Directions for this task: The entries below should be quoted exactly, with no pictures carried over.

>> start Excerpted records

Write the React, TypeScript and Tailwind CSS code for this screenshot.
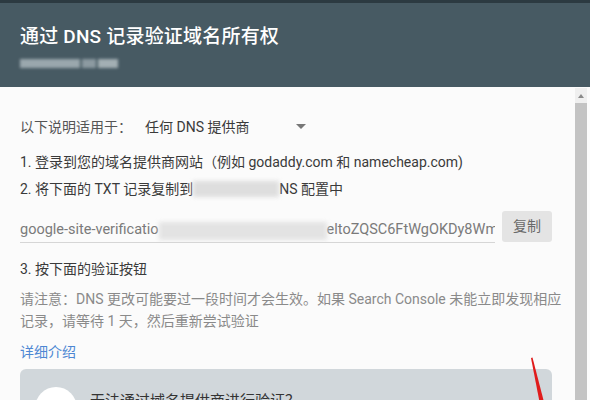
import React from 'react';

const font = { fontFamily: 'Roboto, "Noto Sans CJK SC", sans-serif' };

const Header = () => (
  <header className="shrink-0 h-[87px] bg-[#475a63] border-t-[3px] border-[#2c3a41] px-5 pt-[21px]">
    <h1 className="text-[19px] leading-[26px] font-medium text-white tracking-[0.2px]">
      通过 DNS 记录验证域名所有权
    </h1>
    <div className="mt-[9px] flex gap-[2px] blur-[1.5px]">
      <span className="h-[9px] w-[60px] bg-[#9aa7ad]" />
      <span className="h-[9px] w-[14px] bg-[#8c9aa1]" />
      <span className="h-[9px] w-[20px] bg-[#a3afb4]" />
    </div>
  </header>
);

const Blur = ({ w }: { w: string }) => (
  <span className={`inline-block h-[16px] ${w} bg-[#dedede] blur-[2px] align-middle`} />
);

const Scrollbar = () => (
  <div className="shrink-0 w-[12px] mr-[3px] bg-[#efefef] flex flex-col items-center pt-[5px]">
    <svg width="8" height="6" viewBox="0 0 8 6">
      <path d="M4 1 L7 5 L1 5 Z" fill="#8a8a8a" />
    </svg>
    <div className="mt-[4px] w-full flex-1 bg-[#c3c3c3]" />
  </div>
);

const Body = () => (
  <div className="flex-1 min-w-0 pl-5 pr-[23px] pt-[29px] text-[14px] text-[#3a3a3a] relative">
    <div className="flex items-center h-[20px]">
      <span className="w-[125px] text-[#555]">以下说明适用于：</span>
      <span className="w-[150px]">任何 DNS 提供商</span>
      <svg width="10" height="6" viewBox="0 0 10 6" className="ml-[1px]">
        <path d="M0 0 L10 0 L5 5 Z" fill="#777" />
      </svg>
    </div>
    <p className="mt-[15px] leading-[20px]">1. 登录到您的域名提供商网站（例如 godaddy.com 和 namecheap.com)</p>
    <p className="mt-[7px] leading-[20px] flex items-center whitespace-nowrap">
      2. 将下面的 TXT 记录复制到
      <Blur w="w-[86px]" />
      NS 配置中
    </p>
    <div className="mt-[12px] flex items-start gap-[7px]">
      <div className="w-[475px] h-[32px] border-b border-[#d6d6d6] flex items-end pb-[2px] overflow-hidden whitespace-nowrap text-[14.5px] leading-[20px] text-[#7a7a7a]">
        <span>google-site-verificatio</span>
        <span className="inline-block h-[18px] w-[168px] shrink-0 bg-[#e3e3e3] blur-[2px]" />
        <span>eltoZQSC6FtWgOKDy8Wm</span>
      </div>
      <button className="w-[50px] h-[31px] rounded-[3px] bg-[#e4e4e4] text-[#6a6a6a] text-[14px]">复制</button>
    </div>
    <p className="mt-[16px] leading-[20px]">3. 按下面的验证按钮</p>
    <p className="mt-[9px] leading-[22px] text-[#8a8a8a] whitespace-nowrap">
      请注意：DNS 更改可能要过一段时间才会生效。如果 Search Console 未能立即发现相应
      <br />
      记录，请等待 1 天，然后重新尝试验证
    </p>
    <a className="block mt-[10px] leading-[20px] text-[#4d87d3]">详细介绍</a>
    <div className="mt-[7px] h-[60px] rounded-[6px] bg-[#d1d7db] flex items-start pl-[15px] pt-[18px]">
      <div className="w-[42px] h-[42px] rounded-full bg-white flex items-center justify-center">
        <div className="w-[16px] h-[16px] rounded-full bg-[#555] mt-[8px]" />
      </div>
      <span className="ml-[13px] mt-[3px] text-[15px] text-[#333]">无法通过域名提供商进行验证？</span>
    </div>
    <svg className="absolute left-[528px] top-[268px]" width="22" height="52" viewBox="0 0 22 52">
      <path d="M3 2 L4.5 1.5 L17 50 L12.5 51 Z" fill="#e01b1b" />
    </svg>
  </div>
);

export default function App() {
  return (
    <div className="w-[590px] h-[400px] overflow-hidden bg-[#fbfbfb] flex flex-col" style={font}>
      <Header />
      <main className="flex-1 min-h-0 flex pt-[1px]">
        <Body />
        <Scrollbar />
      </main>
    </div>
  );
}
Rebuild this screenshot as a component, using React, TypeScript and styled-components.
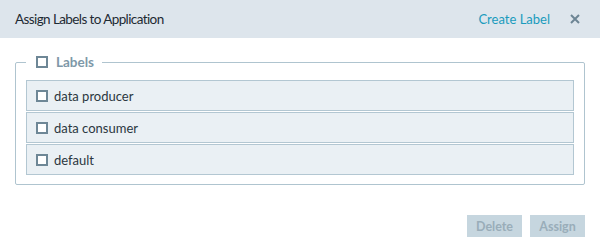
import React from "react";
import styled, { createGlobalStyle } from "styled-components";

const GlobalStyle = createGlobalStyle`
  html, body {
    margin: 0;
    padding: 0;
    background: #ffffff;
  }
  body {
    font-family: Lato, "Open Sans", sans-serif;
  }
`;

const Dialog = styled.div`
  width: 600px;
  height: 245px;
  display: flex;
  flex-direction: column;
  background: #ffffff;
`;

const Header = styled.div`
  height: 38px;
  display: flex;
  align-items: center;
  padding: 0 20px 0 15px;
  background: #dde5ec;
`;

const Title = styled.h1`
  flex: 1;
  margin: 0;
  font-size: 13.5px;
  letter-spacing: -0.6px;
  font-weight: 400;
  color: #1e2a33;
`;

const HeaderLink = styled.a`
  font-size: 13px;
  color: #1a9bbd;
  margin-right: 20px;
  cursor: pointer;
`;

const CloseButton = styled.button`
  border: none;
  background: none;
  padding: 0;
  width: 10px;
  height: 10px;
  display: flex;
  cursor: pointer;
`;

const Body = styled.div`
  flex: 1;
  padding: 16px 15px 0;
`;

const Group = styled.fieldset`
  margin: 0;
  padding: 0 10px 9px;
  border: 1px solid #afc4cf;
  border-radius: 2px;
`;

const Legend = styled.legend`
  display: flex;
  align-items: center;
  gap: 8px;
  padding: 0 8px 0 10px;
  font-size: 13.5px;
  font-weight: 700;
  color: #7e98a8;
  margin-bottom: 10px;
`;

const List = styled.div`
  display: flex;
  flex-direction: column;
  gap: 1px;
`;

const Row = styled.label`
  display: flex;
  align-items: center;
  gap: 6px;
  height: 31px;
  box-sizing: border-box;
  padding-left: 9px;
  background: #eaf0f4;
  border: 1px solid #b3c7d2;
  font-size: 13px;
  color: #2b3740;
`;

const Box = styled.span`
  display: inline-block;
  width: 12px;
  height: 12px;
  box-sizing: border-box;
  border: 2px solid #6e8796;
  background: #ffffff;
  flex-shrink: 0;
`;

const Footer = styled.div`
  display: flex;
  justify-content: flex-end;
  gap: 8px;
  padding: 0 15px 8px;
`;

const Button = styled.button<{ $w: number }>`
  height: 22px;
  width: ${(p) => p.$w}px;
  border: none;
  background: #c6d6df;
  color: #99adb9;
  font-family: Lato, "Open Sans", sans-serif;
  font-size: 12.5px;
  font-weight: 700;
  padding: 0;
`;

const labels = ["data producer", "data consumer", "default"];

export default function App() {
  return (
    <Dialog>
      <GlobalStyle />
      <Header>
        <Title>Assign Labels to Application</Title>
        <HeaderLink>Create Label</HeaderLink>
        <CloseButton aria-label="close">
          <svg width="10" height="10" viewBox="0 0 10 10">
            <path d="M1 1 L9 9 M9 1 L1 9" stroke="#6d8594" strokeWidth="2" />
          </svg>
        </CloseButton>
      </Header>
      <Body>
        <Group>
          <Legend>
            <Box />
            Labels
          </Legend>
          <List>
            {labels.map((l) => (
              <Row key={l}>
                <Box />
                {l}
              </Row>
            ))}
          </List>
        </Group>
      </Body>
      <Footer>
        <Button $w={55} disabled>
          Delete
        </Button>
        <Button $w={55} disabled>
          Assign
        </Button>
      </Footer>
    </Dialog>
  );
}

>> end Excerpted records

The result:
Write the React, TypeScript and Tailwind CSS code for this screenshot.
import React from 'react';

const font = { fontFamily: 'Roboto, "Noto Sans CJK SC", sans-serif' };

const Header = () => (
  <header className="shrink-0 h-[87px] bg-[#475a63] border-t-[3px] border-[#2c3a41] px-5 pt-[21px]">
    <h1 className="text-[19px] leading-[26px] font-medium text-white tracking-[0.2px]">
      通过 DNS 记录验证域名所有权
    </h1>
    <div className="mt-[9px] flex gap-[2px] blur-[1.5px]">
      <span className="h-[9px] w-[60px] bg-[#9aa7ad]" />
      <span className="h-[9px] w-[14px] bg-[#8c9aa1]" />
      <span className="h-[9px] w-[20px] bg-[#a3afb4]" />
    </div>
  </header>
);

const Blur = ({ w }: { w: string }) => (
  <span className={`inline-block h-[16px] ${w} bg-[#dedede] blur-[2px] align-middle`} />
);

const Scrollbar = () => (
  <div className="shrink-0 w-[12px] mr-[3px] bg-[#efefef] flex flex-col items-center pt-[5px]">
    <svg width="8" height="6" viewBox="0 0 8 6">
      <path d="M4 1 L7 5 L1 5 Z" fill="#8a8a8a" />
    </svg>
    <div className="mt-[4px] w-full flex-1 bg-[#c3c3c3]" />
  </div>
);

const Body = () => (
  <div className="flex-1 min-w-0 pl-5 pr-[23px] pt-[29px] text-[14px] text-[#3a3a3a] relative">
    <div className="flex items-center h-[20px]">
      <span className="w-[125px] text-[#555]">以下说明适用于：</span>
      <span className="w-[150px]">任何 DNS 提供商</span>
      <svg width="10" height="6" viewBox="0 0 10 6" className="ml-[1px]">
        <path d="M0 0 L10 0 L5 5 Z" fill="#777" />
      </svg>
    </div>
    <p className="mt-[15px] leading-[20px]">1. 登录到您的域名提供商网站（例如 godaddy.com 和 namecheap.com)</p>
    <p className="mt-[7px] leading-[20px] flex items-center whitespace-nowrap">
      2. 将下面的 TXT 记录复制到
      <Blur w="w-[86px]" />
      NS 配置中
    </p>
    <div className="mt-[12px] flex items-start gap-[7px]">
      <div className="w-[475px] h-[32px] border-b border-[#d6d6d6] flex items-end pb-[2px] overflow-hidden whitespace-nowrap text-[14.5px] leading-[20px] text-[#7a7a7a]">
        <span>google-site-verificatio</span>
        <span className="inline-block h-[18px] w-[168px] shrink-0 bg-[#e3e3e3] blur-[2px]" />
        <span>eltoZQSC6FtWgOKDy8Wm</span>
      </div>
      <button className="w-[50px] h-[31px] rounded-[3px] bg-[#e4e4e4] text-[#6a6a6a] text-[14px]">复制</button>
    </div>
    <p className="mt-[16px] leading-[20px]">3. 按下面的验证按钮</p>
    <p className="mt-[9px] leading-[22px] text-[#8a8a8a] whitespace-nowrap">
      请注意：DNS 更改可能要过一段时间才会生效。如果 Search Console 未能立即发现相应
      <br />
      记录，请等待 1 天，然后重新尝试验证
    </p>
    <a className="block mt-[10px] leading-[20px] text-[#4d87d3]">详细介绍</a>
    <div className="mt-[7px] h-[60px] rounded-[6px] bg-[#d1d7db] flex items-start pl-[15px] pt-[18px]">
      <div className="w-[42px] h-[42px] rounded-full bg-white flex items-center justify-center">
        <div className="w-[16px] h-[16px] rounded-full bg-[#555] mt-[8px]" />
      </div>
      <span className="ml-[13px] mt-[3px] text-[15px] text-[#333]">无法通过域名提供商进行验证？</span>
    </div>
    <svg className="absolute left-[528px] top-[268px]" width="22" height="52" viewBox="0 0 22 52">
      <path d="M3 2 L4.5 1.5 L17 50 L12.5 51 Z" fill="#e01b1b" />
    </svg>
  </div>
);

export default function App() {
  return (
    <div className="w-[590px] h-[400px] overflow-hidden bg-[#fbfbfb] flex flex-col" style={font}>
      <Header />
      <main className="flex-1 min-h-0 flex pt-[1px]">
        <Body />
        <Scrollbar />
      </main>
    </div>
  );
}
Rebuild this screenshot as a component, using React, TypeScript and styled-components.
import React from "react";
import styled, { createGlobalStyle } from "styled-components";

const GlobalStyle = createGlobalStyle`
  html, body {
    margin: 0;
    padding: 0;
    background: #ffffff;
  }
  body {
    font-family: Lato, "Open Sans", sans-serif;
  }
`;

const Dialog = styled.div`
  width: 600px;
  height: 245px;
  display: flex;
  flex-direction: column;
  background: #ffffff;
`;

const Header = styled.div`
  height: 38px;
  display: flex;
  align-items: center;
  padding: 0 20px 0 15px;
  background: #dde5ec;
`;

const Title = styled.h1`
  flex: 1;
  margin: 0;
  font-size: 13.5px;
  letter-spacing: -0.6px;
  font-weight: 400;
  color: #1e2a33;
`;

const HeaderLink = styled.a`
  font-size: 13px;
  color: #1a9bbd;
  margin-right: 20px;
  cursor: pointer;
`;

const CloseButton = styled.button`
  border: none;
  background: none;
  padding: 0;
  width: 10px;
  height: 10px;
  display: flex;
  cursor: pointer;
`;

const Body = styled.div`
  flex: 1;
  padding: 16px 15px 0;
`;

const Group = styled.fieldset`
  margin: 0;
  padding: 0 10px 9px;
  border: 1px solid #afc4cf;
  border-radius: 2px;
`;

const Legend = styled.legend`
  display: flex;
  align-items: center;
  gap: 8px;
  padding: 0 8px 0 10px;
  font-size: 13.5px;
  font-weight: 700;
  color: #7e98a8;
  margin-bottom: 10px;
`;

const List = styled.div`
  display: flex;
  flex-direction: column;
  gap: 1px;
`;

const Row = styled.label`
  display: flex;
  align-items: center;
  gap: 6px;
  height: 31px;
  box-sizing: border-box;
  padding-left: 9px;
  background: #eaf0f4;
  border: 1px solid #b3c7d2;
  font-size: 13px;
  color: #2b3740;
`;

const Box = styled.span`
  display: inline-block;
  width: 12px;
  height: 12px;
  box-sizing: border-box;
  border: 2px solid #6e8796;
  background: #ffffff;
  flex-shrink: 0;
`;

const Footer = styled.div`
  display: flex;
  justify-content: flex-end;
  gap: 8px;
  padding: 0 15px 8px;
`;

const Button = styled.button<{ $w: number }>`
  height: 22px;
  width: ${(p) => p.$w}px;
  border: none;
  background: #c6d6df;
  color: #99adb9;
  font-family: Lato, "Open Sans", sans-serif;
  font-size: 12.5px;
  font-weight: 700;
  padding: 0;
`;

const labels = ["data producer", "data consumer", "default"];

export default function App() {
  return (
    <Dialog>
      <GlobalStyle />
      <Header>
        <Title>Assign Labels to Application</Title>
        <HeaderLink>Create Label</HeaderLink>
        <CloseButton aria-label="close">
          <svg width="10" height="10" viewBox="0 0 10 10">
            <path d="M1 1 L9 9 M9 1 L1 9" stroke="#6d8594" strokeWidth="2" />
          </svg>
        </CloseButton>
      </Header>
      <Body>
        <Group>
          <Legend>
            <Box />
            Labels
          </Legend>
          <List>
            {labels.map((l) => (
              <Row key={l}>
                <Box />
                {l}
              </Row>
            ))}
          </List>
        </Group>
      </Body>
      <Footer>
        <Button $w={55} disabled>
          Delete
        </Button>
        <Button $w={55} disabled>
          Assign
        </Button>
      </Footer>
    </Dialog>
  );
}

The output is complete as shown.